I expected he would begin to explore around as darkness arrived so left the hatch-back open enough for him to get out if he wanted to. Since he knew where his food and water were I didn't expect he would wander far from it, or at least if he did, would know how to get back. So my wife and I retired for the night.
I woke around midnight wondering how he was making out and went out to check on him. Shinning a flashlight I did not see him anywhere in the car. I opened the door and still could not find him. I was a bit alarmed but went back to sleep thinking he was hiding somewhere and I would find him when the sun came up.
At first light I was out again making a thorough search but still could not find him, he was not in the car. Calling for him and searching the surrounding area, he was nowhere to be found. I couldn't believe it but apparently he had bolted during the night and ran off.
As the day grew brighter I knew he would be reluctant to come out but my wife and I searched anyway calling his name as we walked the extent of our camping loop. As the day progressed I took my bike and went out to the surrounding loops but still no sign of him. At dusk we searched again and again at first light but still no Bubba.
We decided to stay another day but again had no success. I knew he could hear our voices but apparently felt it was better to stay where he was rather than come out and continue with us on our journey.
Our campsite was now taken for the next few days as the weekend crowd arrived. So we decided to head down to Chincoteaque, only a few hours away, and return in a few days to try again to find him.
We spent three nights at Chincoteaque and he weighed heavy on my heart.

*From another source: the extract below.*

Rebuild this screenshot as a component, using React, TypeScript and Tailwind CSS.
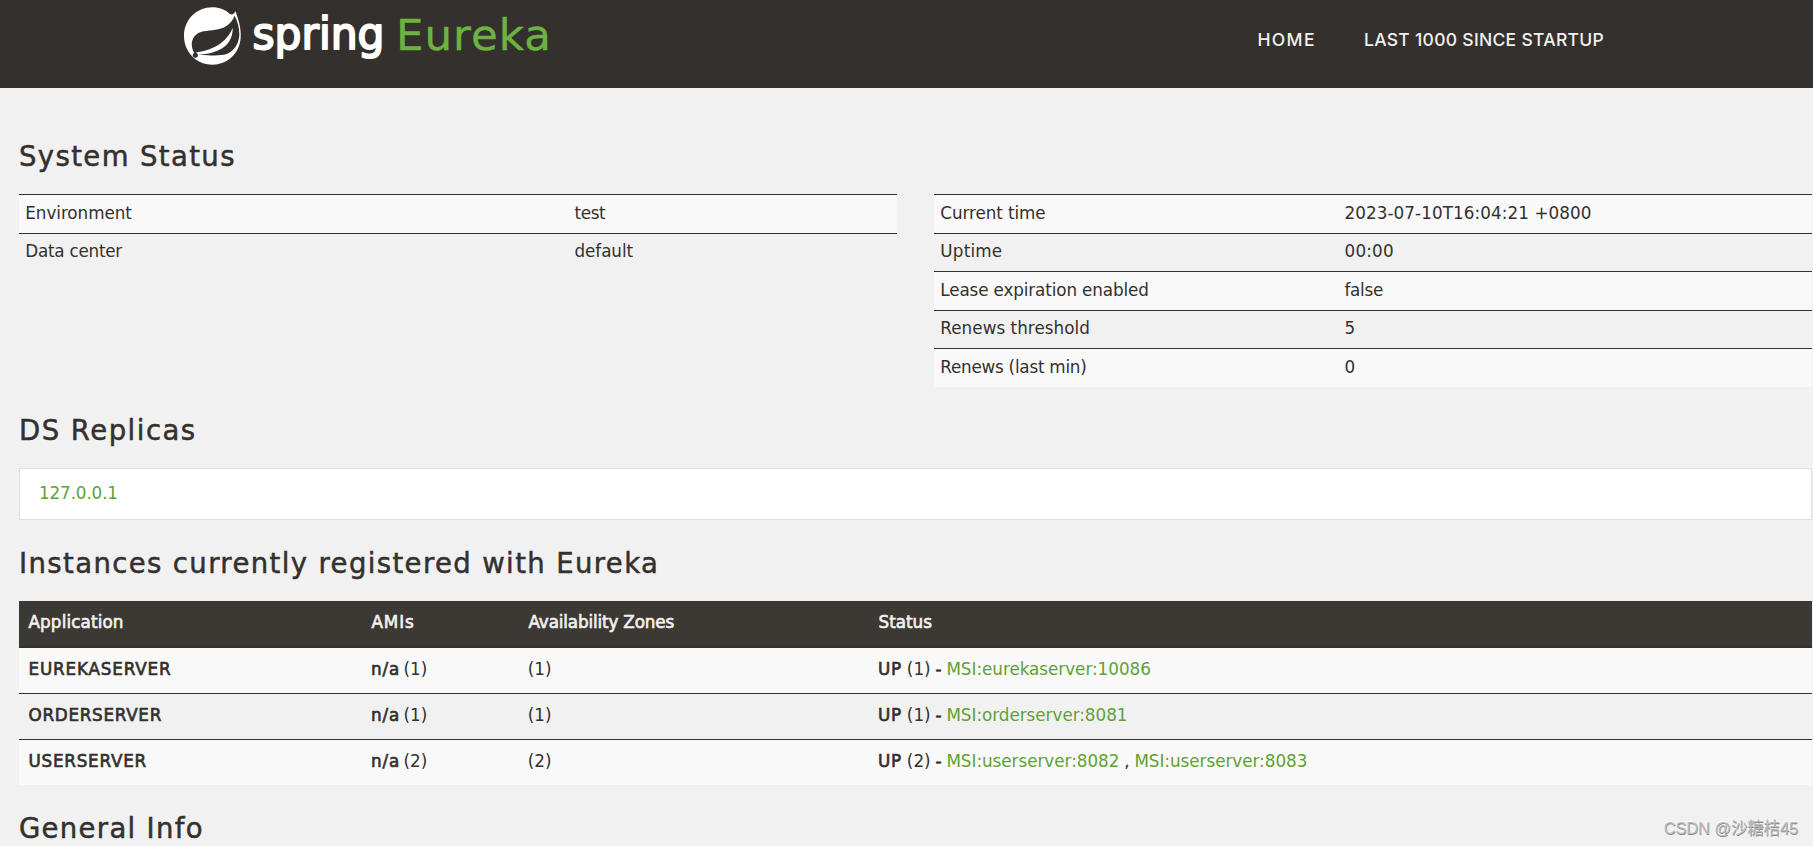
import type { ReactNode } from "react";

type Cell = { text: string; track: string };

const leftStatus: [Cell, Cell][] = [
  [{ text: "Environment", track: "tracking-[-0.06px]" }, { text: "test", track: "tracking-[-0.35px]" }],
  [{ text: "Data center", track: "tracking-[-0.25px]" }, { text: "default", track: "tracking-[-0.08px]" }],
];

const rightStatus: [Cell, Cell][] = [
  [{ text: "Current time", track: "tracking-[-0.08px]" }, { text: "2023-07-10T16:04:21 +0800", track: "tracking-[0.07px]" }],
  [{ text: "Uptime", track: "tracking-[0.2px]" }, { text: "00:00", track: "tracking-[0.2px]" }],
  [{ text: "Lease expiration enabled", track: "tracking-[-0.13px]" }, { text: "false", track: "tracking-[-0.3px]" }],
  [{ text: "Renews threshold", track: "tracking-[0.04px]" }, { text: "5", track: "tracking-normal" }],
  [{ text: "Renews (last min)", track: "tracking-[-0.24px]" }, { text: "0", track: "tracking-normal" }],
];

const instances = [
  { name: "EUREKASERVER", track: "tracking-[0.82px]", count: 1, links: ["MSI:eurekaserver:10086"] },
  { name: "ORDERSERVER", track: "tracking-[0.7px]", count: 1, links: ["MSI:orderserver:8081"] },
  { name: "USERSERVER", track: "tracking-[0.75px]", count: 2, links: ["MSI:userserver:8082", "MSI:userserver:8083"] },
];

function Bold({ children, className = "" }: { children: ReactNode; className?: string }) {
  return <b className={`font-normal [-webkit-text-stroke:0.65px_currentColor] ${className}`}>{children}</b>;
}

function Heading({ children, className }: { children: ReactNode; className: string }) {
  return (
    <h1 className={`h-9 whitespace-nowrap text-[27.5px] leading-9 [-webkit-text-stroke:0.5px_currentColor] ${className}`}>
      {children}
    </h1>
  );
}

function StatusTable({ rows, columns, className }: { rows: [Cell, Cell][]; columns: string; className: string }) {
  return (
    <div className={className}>
      {rows.map(([label, value]) => (
        <div
          key={label.text}
          className={`grid h-[38.5px] items-center border-t border-[#34302d] pb-[2px] odd:bg-[#f9f9f9] ${columns}`}
        >
          <span className={`pl-[6.3px] ${label.track}`}>{label.text}</span>
          <span className={`pl-[6px] ${value.track}`}>{value.text}</span>
        </div>
      ))}
    </div>
  );
}

function Logo() {
  return (
    <svg width="400" height="88" viewBox="0 0 400 88" role="img" aria-label="spring Eureka">
      <g transform="translate(0 4) scale(0.33333)">
        <path
          fill="#fff"
          d="M166 21 C175 45 184 72 182 102 C178 150 141 182 97 182 C49 182 12 144 12 96 C12 48 49 10 97 10 C118 10 136 17 150 30 C157 34 163 29 166 21 Z"
        />
        <path
          fill="#34302d"
          d="M164 35 C153 61 137 70 114 76 C92 82 66 78 48 92 C32 106 32 128 43 147 L54 153 C80 152 116 158 140 150 C166 140 178 114 178 90 C178 70 172 50 164 35 Z"
        />
        <path fill="#fff" d="M158 71 C148 98 126 118 102 130 C84 139 64 143 46 146 L54 153 C82 150 112 145 132 129 C150 115 159 94 158 71 Z" />
        <circle cx="46" cy="154" r="7.5" fill="#34302d" />
      </g>
      <text
        x="72.5"
        y="49.2"
        fill="#fff"
        stroke="#fff"
        strokeWidth="2"
        strokeLinejoin="round"
        fontFamily="DejaVu Sans, sans-serif"
        fontSize="44"
        textLength="132"
        lengthAdjust="spacingAndGlyphs"
      >
        spring
      </text>
      <text
        x="216"
        y="50"
        fill="#6db33f"
        stroke="#6db33f"
        strokeWidth="0.4"
        strokeLinejoin="round"
        fontFamily="DejaVu Sans, sans-serif"
        fontSize="43.5"
        textLength="155"
      >
        Eureka
      </text>
    </svg>
  );
}

export default function App() {
  return (
    <div className="relative h-[846px] w-[1813px] overflow-hidden bg-[#f1f1f1] font-['DejaVu_Sans',sans-serif] text-[16.8px] leading-6 text-[#34302d]">
      <header className="flex h-[88px] justify-between bg-[#34302d] pl-[180px] pr-[209px]">
        <Logo />
        <nav className="flex h-20 items-center gap-12 whitespace-nowrap font-['Inter',sans-serif] text-[17.5px] font-medium text-[#f1f1f1]">
          <a className="tracking-[1.4px]">HOME</a>
          <a className="tracking-[0.29px]">LAST 1000 SINCE STARTUP</a>
        </nav>
      </header>

      <main className="pl-[19px] pr-px">
        <Heading className="mb-[20.2px] mt-[50px] tracking-[1.38px]">System Status</Heading>
        <div className="flex justify-between">
          <StatusTable rows={leftStatus} columns="grid-cols-[549.5px_1fr]" className="w-[878px]" />
          <StatusTable rows={rightStatus} columns="grid-cols-[404.5px_1fr]" className="w-[878px]" />
        </div>

        <Heading className="mb-5 mt-[25.3px] tracking-[1.5px]">DS Replicas</Heading>
        <div className="flex h-[52px] items-center border border-[#dddddd] bg-white pb-[2px] pl-[19px]">
          <a className="tracking-[-0.13px] text-[#5fa134]">127.0.0.1</a>
        </div>

        <Heading className="mb-5 mt-[25px] tracking-[1.38px]">Instances currently registered with Eureka</Heading>
        <div>
          <div className="grid h-[47px] grid-cols-[343px_157px_350px_1fr] items-center border-b-2 border-[#34302d] bg-[#3c3833] pb-[2px] text-[#f1f1f1]">
            <Bold className="pl-[9.5px] tracking-[0.12px]">Application</Bold>
            <Bold className="pl-[9.5px] tracking-[0.85px]">AMIs</Bold>
            <Bold className="pl-[9.5px] tracking-[-0.15px]">Availability Zones</Bold>
            <Bold className="pl-[9.5px]">Status</Bold>
          </div>
          {instances.map((app, i) => (
            <div
              key={app.name}
              className={`grid grid-cols-[343px_157px_350px_1fr] items-center whitespace-pre pb-[2.6px] ${
                i === 0 ? "h-[45px]" : "h-[46px] border-t border-[#34302d]"
              } ${i % 2 === 0 ? "bg-[#f9f9f9]" : ""}`}
            >
              <Bold className={`pl-[9.5px] ${app.track}`}>{app.name}</Bold>
              <span className="pl-[9px] [word-spacing:-1.8px]">
                <Bold className="tracking-[0.8px]">n/a</Bold> ({app.count})
              </span>
              <span className="pl-[8.7px]">({app.count})</span>
              <span className="pl-[9px] [word-spacing:-0.5px]">
                <Bold className="tracking-[0.8px]">UP</Bold> ({app.count}) <Bold>-</Bold>{" "}
                {app.links.map((link, n) => (
                  <span key={link}>
                    {n > 0 && " , "}
                    <a className="tracking-[-0.03px] text-[#5fa134]">{link}</a>
                  </span>
                ))}
              </span>
            </div>
          ))}
        </div>

        <Heading className="mt-[25px] tracking-[1.3px]">General Info</Heading>
      </main>

      <div className="absolute bottom-[6px] right-[15px] whitespace-nowrap font-['Liberation_Sans','Noto_Sans_CJK_SC',sans-serif] text-[16.5px] tracking-[-0.15px] text-[#bdbdbd] [text-shadow:0.5px_0.5px_0_#8a8a8a,-1px_-1px_0_#fafafa]">
        CSDN @沙糖桔45
      </div>
    </div>
  );
}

We knew he was a good hunter as we saw constant evidence of his catch at home, but now it was different, now he had to hunt to survive.
The thoughts of how I plucked him off his comfortable bed to take him from his home and territory to subject him to this weighed heavily upon me.
As my wife and I prayed the Lord brought Scripture to mind: "All things work for the good of those who love him..." (1); "Trust in the Lord with all your heart and lean not on your own understanding; in all your ways submit to him, and he will make your paths straight."(2) And finally, "This poor man called, and the Lord heard him; he saved him out of all his troubles". (3)
On returning to Assateaque we had just one more day to try to find him, staying longer was impossible, they were booked.
So that evening the search was continued with still no luck. The wind came up during night and we had rain. It was cool with temps barely making it out of the 40's. At first light rain showers were passing through and I wondered if I would be able to get out. But soon the sun began to shine and I went out for one last effort before we had to leave for home.
This time I made a thorough search of the lee of the Island, away from the sound of the surf, thinking this would be where he would feel safest. After an hour and a half and cycling several miles with still no luck, I returned to the camper expecting I would probably not see him again. My hope was beginning to fade.
After a late breakfast and a short rest, I thought there was still one small area that I had not checked. Coming out to the restroom at the end of my last outing I didn't start calling for him immediately. So there was a small section that if he were there he would not have heard my voice.
As I went back to cover the area I knew this would be my last effort. I went along the road looking away from the surf to the thick underbrush calling his name, but still nothing. Then I thought in one last attempt, I would search the loop where the restroom was. I turned in and just after passing the bush at the beginning of the loop I heard a "Meoooow". I turned and there was Bubba, out on the blacktop looking at me.
It was quite a joyful reunion. I stooped down and scratched his head; picked him up and hugged him saying, "Bubba, where have you been, are you ready to go home?" He has never been a loud purer but I could hear him clearly now.
He had been out now for six nights and I guess considered it was better to join us in our journey rather than stay any longer in the wild.
When we got him to the carrier we didn't let him out until we got home, finally releasing him in our back yard. I think he couldn't believe his eyes - he was home again, in his yard, in his territory once more! He scurried about from place to place checking everything out. It was quite a joyful homecoming for everyone!
We decided never again take him out of his element, he was to be a home body from this time forward.
The Lord answered our prayer and for that we will be ever thankful.
Thinking about our experience I am reminded of the Lord's love for us. Though we may succumb to temptation, track off on our own and get lost, his fervent desire is for us to respond to his call, to turn back, and be re-united again to his love. But it is a decision we must make. He will not force us.
In my own small way I believe I have tasted the anguish the Father must feel in losing one of his children to the temptations of the World; and the fervent desire of his heart to have us return to him and his persistent effort to bring us back. Thank you Father for the great love and perseverance you show us!